Britain’s political standoff over Brexit escalated further, with even Theresa May’s announcement that she’ll quit as prime minister doing nothing to move closer to a resolution.
It leaves the country entering another critical 48 hours after Parliament signaled it’s more willing to back a softer departure from the European Union or even another referendum than the deal struck by May after two years of negotiations. But those options also don’t command majority support.
The U.K. has two weeks to go to the EU with a plan for its next steps or face the prospect of leaving without a deal, something Parliament also opposes. The likeliest outcome is that May will ask for a longer delay to Brexit, but she will have to convince European leaders that Britain is on a path to solving its apparently intractable problems.

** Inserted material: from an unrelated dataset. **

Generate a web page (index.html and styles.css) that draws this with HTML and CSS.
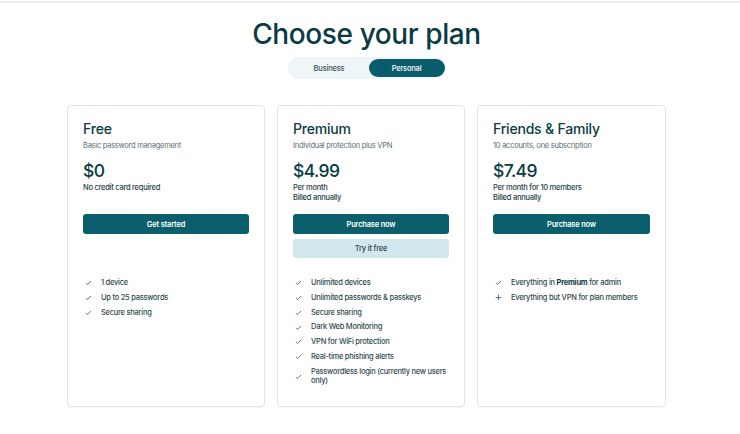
FILE: index.html
```html
<!DOCTYPE html>
<html lang="en">
<head>
<meta charset="utf-8">
<title>Choose your plan</title>
<link rel="stylesheet" href="styles.css">
</head>
<body>
<div class="topline"></div>
<main class="page">
  <h1 class="title">Choose your plan</h1>
  <div class="toggle">
    <span class="toggle-opt">Business</span>
    <span class="toggle-opt active">Personal</span>
  </div>
  <section class="plans">
    <article class="card">
      <h2 class="plan-name">Free</h2>
      <p class="plan-sub">Basic password management</p>
      <p class="price">$0</p>
      <p class="note">No credit card required</p>
      <div class="actions">
        <button class="btn primary">Get started</button>
      </div>
      <ul class="features">
        <li><svg class="ic" viewBox="0 0 8 8"><polyline points="1,4.4 3,6.2 7,2.2"/></svg><span>1 device</span></li>
        <li><svg class="ic" viewBox="0 0 8 8"><polyline points="1,4.4 3,6.2 7,2.2"/></svg><span>Up to 25 passwords</span></li>
        <li><svg class="ic" viewBox="0 0 8 8"><polyline points="1,4.4 3,6.2 7,2.2"/></svg><span>Secure sharing</span></li>
      </ul>
    </article>
    <article class="card">
      <h2 class="plan-name">Premium</h2>
      <p class="plan-sub">Individual protection plus VPN</p>
      <p class="price">$4.99</p>
      <p class="note">Per month<br>Billed annually</p>
      <div class="actions">
        <button class="btn primary">Purchase now</button>
        <button class="btn secondary">Try it free</button>
      </div>
      <ul class="features">
        <li><svg class="ic" viewBox="0 0 8 8"><polyline points="1,4.4 3,6.2 7,2.2"/></svg><span>Unlimited devices</span></li>
        <li><svg class="ic" viewBox="0 0 8 8"><polyline points="1,4.4 3,6.2 7,2.2"/></svg><span>Unlimited passwords &amp; passkeys</span></li>
        <li><svg class="ic" viewBox="0 0 8 8"><polyline points="1,4.4 3,6.2 7,2.2"/></svg><span>Secure sharing</span></li>
        <li><svg class="ic" viewBox="0 0 8 8"><polyline points="1,4.4 3,6.2 7,2.2"/></svg><span>Dark Web Monitoring</span></li>
        <li><svg class="ic" viewBox="0 0 8 8"><polyline points="1,4.4 3,6.2 7,2.2"/></svg><span>VPN for WiFi protection</span></li>
        <li><svg class="ic" viewBox="0 0 8 8"><polyline points="1,4.4 3,6.2 7,2.2"/></svg><span>Real-time phishing alerts</span></li>
        <li><svg class="ic" viewBox="0 0 8 8"><polyline points="1,4.4 3,6.2 7,2.2"/></svg><span>Passwordless login (currently new users only)</span></li>
      </ul>
    </article>
    <article class="card">
      <h2 class="plan-name">Friends &amp; Family</h2>
      <p class="plan-sub">10 accounts, one subscription</p>
      <p class="price">$7.49</p>
      <p class="note">Per month for 10 members<br>Billed annually</p>
      <div class="actions">
        <button class="btn primary">Purchase now</button>
      </div>
      <ul class="features">
        <li><svg class="ic" viewBox="0 0 8 8"><polyline points="1,4.4 3,6.2 7,2.2"/></svg><span>Everything in <b>Premium</b> for admin</span></li>
        <li><svg class="ic" viewBox="0 0 8 8"><path d="M4 0.8V7.2M0.8 4H7.2"/></svg><span>Everything but VPN for plan members</span></li>
      </ul>
    </article>
  </section>
</main>
</body>
</html>
```

FILE: styles.css
```css
* { box-sizing: border-box; }
html, body { margin: 0; padding: 0; background: #ffffff; }
body {
  font-family: "Inter", "Noto Sans", sans-serif;
  color: #0b3a44;
  width: 740px;
  height: 434px;
  overflow: hidden;
}
.topline {
  height: 2px;
  margin-top: 1px;
  background: #eeeeee;
}
.page {
  width: 733px;
  display: flex;
  flex-direction: column;
  align-items: center;
}
.title {
  margin: 13px 0 0;
  font-size: 28px;
  line-height: 36px;
  font-weight: 500;
  letter-spacing: -0.4px;
  color: #0a3b45;
}
.toggle {
  margin-top: 5px;
  width: 158px;
  height: 22px;
  padding: 2px 1px 2px 2px;
  border-radius: 11px;
  background: #eef6f8;
  display: grid;
  grid-template-columns: 79px 76px;
}
.toggle-opt {
  display: flex;
  align-items: center;
  justify-content: center;
  font-size: 7.5px;
  font-weight: 500;
  letter-spacing: -0.2px;
  color: #3a5258;
  border-radius: 9px;
}
.toggle-opt.active {
  background: #0b5c6a;
  color: #ffffff;
}
.plans {
  margin-top: 26px;
  display: grid;
  grid-template-columns: 198px 188px 189px;
  column-gap: 12px;
  align-items: stretch;
}
.card {
  height: 302px;
  border: 1px solid #e2e4e5;
  border-radius: 4px;
  padding: 14px 15px 0;
  box-shadow: 0 1px 2px rgba(0, 0, 0, 0.04);
  display: flex;
  flex-direction: column;
}
.plan-name {
  margin: 0;
  font-size: 14px;
  line-height: 18px;
  font-weight: 500;
  letter-spacing: -0.2px;
  color: #0a3b45;
}
.plan-sub {
  margin: 3px 0 0;
  font-size: 7.5px;
  line-height: 9px;
  letter-spacing: -0.25px;
  color: #5d6d72;
}
.price {
  margin: 10px 0 0;
  font-size: 17.5px;
  line-height: 22px;
  font-weight: 500;
  letter-spacing: -0.6px;
  color: #0a3b45;
}
.note {
  margin: 1px 0 0;
  min-height: 20px;
  font-size: 7.5px;
  line-height: 10px;
  font-weight: 500;
  letter-spacing: -0.25px;
  color: #25424a;
}
.actions {
  margin-top: 11px;
  min-height: 45px;
  display: flex;
  flex-direction: column;
  gap: 5px;
}
.btn {
  display: block;
  width: 100%;
  height: 20px;
  border: 0;
  border-radius: 3px;
  font-family: inherit;
  font-size: 7.5px;
  font-weight: 600;
  letter-spacing: -0.2px;
  padding: 0;
}
.btn.primary {
  background: #0b5f6d;
  color: #ffffff;
}
.btn.secondary {
  height: 19px;
  background: #d2e8ec;
  color: #1f4750;
  font-weight: 500;
}
.features {
  list-style: none;
  margin: 19px 0 0;
  padding: 0;
  display: flex;
  flex-direction: column;
  gap: 5.3px;
}
.features li {
  display: flex;
  align-items: center;
  font-size: 7.5px;
  line-height: 9.5px;
  font-weight: 500;
  letter-spacing: -0.25px;
  color: #2f4a51;
}
.features li b { font-weight: 700; color: #0a3b45; }
.ic {
  flex: none;
  width: 7px;
  height: 7px;
  margin: 0 9px 0 2px;
  fill: none;
  stroke: #45636a;
  stroke-width: 1;
}
```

Hours after May promised her Conservative members of Parliament on Wednesday that she’d step down if they back her Brexit deal, she still looked short of having the numbers needed to win. It’s already been overwhelmingly defeated twice.
Meanwhile, votes in the House of Commons intended to break the deadlock by finding a consensus also saw every proposal rejected. The pound fell.
May must decide on Thursday if she is going to bring her deal back for another vote and meet the EU’s Friday deadline for getting it passed. The government declared that it was still the only option in play. Yet it too appears to be doomed despite the capitulation of some Brexit hard liners.
Liz Truss, a member of Theresa May’s cabinet, told ITV television that Wednesday’s votes show there are no other “serious options” than the one already negotiated with the EU, and that has “focused minds.”
“There has been a significant shift now of people recognizing the reality of the options,” she said. “What we have seen today is Parliament does not have an option apart from the prime minister’s deal that is really a viable option for the future.”
DUP Opposition
Indeed, May’s desperate gamble seemed at first to be working, as several pro-Brexit Conservatives — including Boris Johnson and Iain Duncan Smith — told colleagues they would support her divorce agreement, according to people familiar with the matter.
But the Democratic Unionist Party, the small Northern Ireland group that props up May’s minority government, issued a statement saying it will oppose the deal if it’s put to another vote in Parliament. It’s almost impossible for May to get it through without them.
Adding to her woes, influential Brexit cheerleader Jacob Rees-Mogg, who earlier in the week appeared to be wavering towards supporting her deal, told ITV he’d be guided by how the DUP votes. Even if her deal fails, she’s promised her colleagues she will resign.
“I am prepared to leave this job earlier than I intended in order to do what is right for our country and our party,” May told a packed meeting of Conservative MPs inside one of Parliament’s oak-paneled rooms. “I ask everyone in this room to back the deal so we can complete our historic duty — to deliver on the decision of the British people and leave the European Union with a smooth and orderly exit.”
According to people in the room, an emotional May made her pledge in an attempt to persuade Tories to vote for her agreement before it’s too late. The EU has set Britain a deadline of Friday to ratify the divorce agreement, so the country can then leave the bloc on the later-than-planned date of May 22.
Long Delay
If May can’t get her deal through a vote in the House of Commons by Friday, the U.K. will be forced to choose between a potentially long delay to its departure — including an unpalatable participation in European elections — and falling out of the EU without a deal on April 12.
A no-deal Brexit threatens the kind of economic crash that would hit the pound, disrupt trade and trigger a major slump in house prices, according to official analysis. That suggests the most likely outcome would be a long extension to the negotiations, potentially lasting more than a year, during which time pro-Brexit campaigners increasingly fear their dream of leaving the EU could be brought to a halt.
After Parliament seized control of proceedings from the government to hold a series of votes on different Brexit Plan B models, the result was one that many had predicted: the politicians rejected all options.
The closest any of them came to winning a majority was a proposal to keep the U.K. in a customs union with the EU, which lost 272 votes to 264. A plan to submit any Brexit deal to a confirmatory referendum secured the most support — 268 MPs voted for it.
Both of these proposals secured more support than the 242 lawmakers who voted for May’s deal the last time around. But in a further complication, both were rejected by huge majorities in the Conservative Party. Only two options were supported by a majority of Tories. The most popular one was to leave without a deal.
The votes suggested that unless May can get her deal through, any other route to a parliamentary majority will be opposed by a majority of Conservative MPs, making it unacceptable to a Tory prime minister.
It also suggests that the race to succeed May will see candidates trimming for a harder Brexit in order to win Tory votes. The winner will then have to find a way to square that with a Parliament that wants a softer departure.
The House of Commons is slated to hold another round of voting on Plan B options, to narrow the choices down further. But in the long term, asking voters to force a change, either through another referendum or another election, looks an increasingly likely course.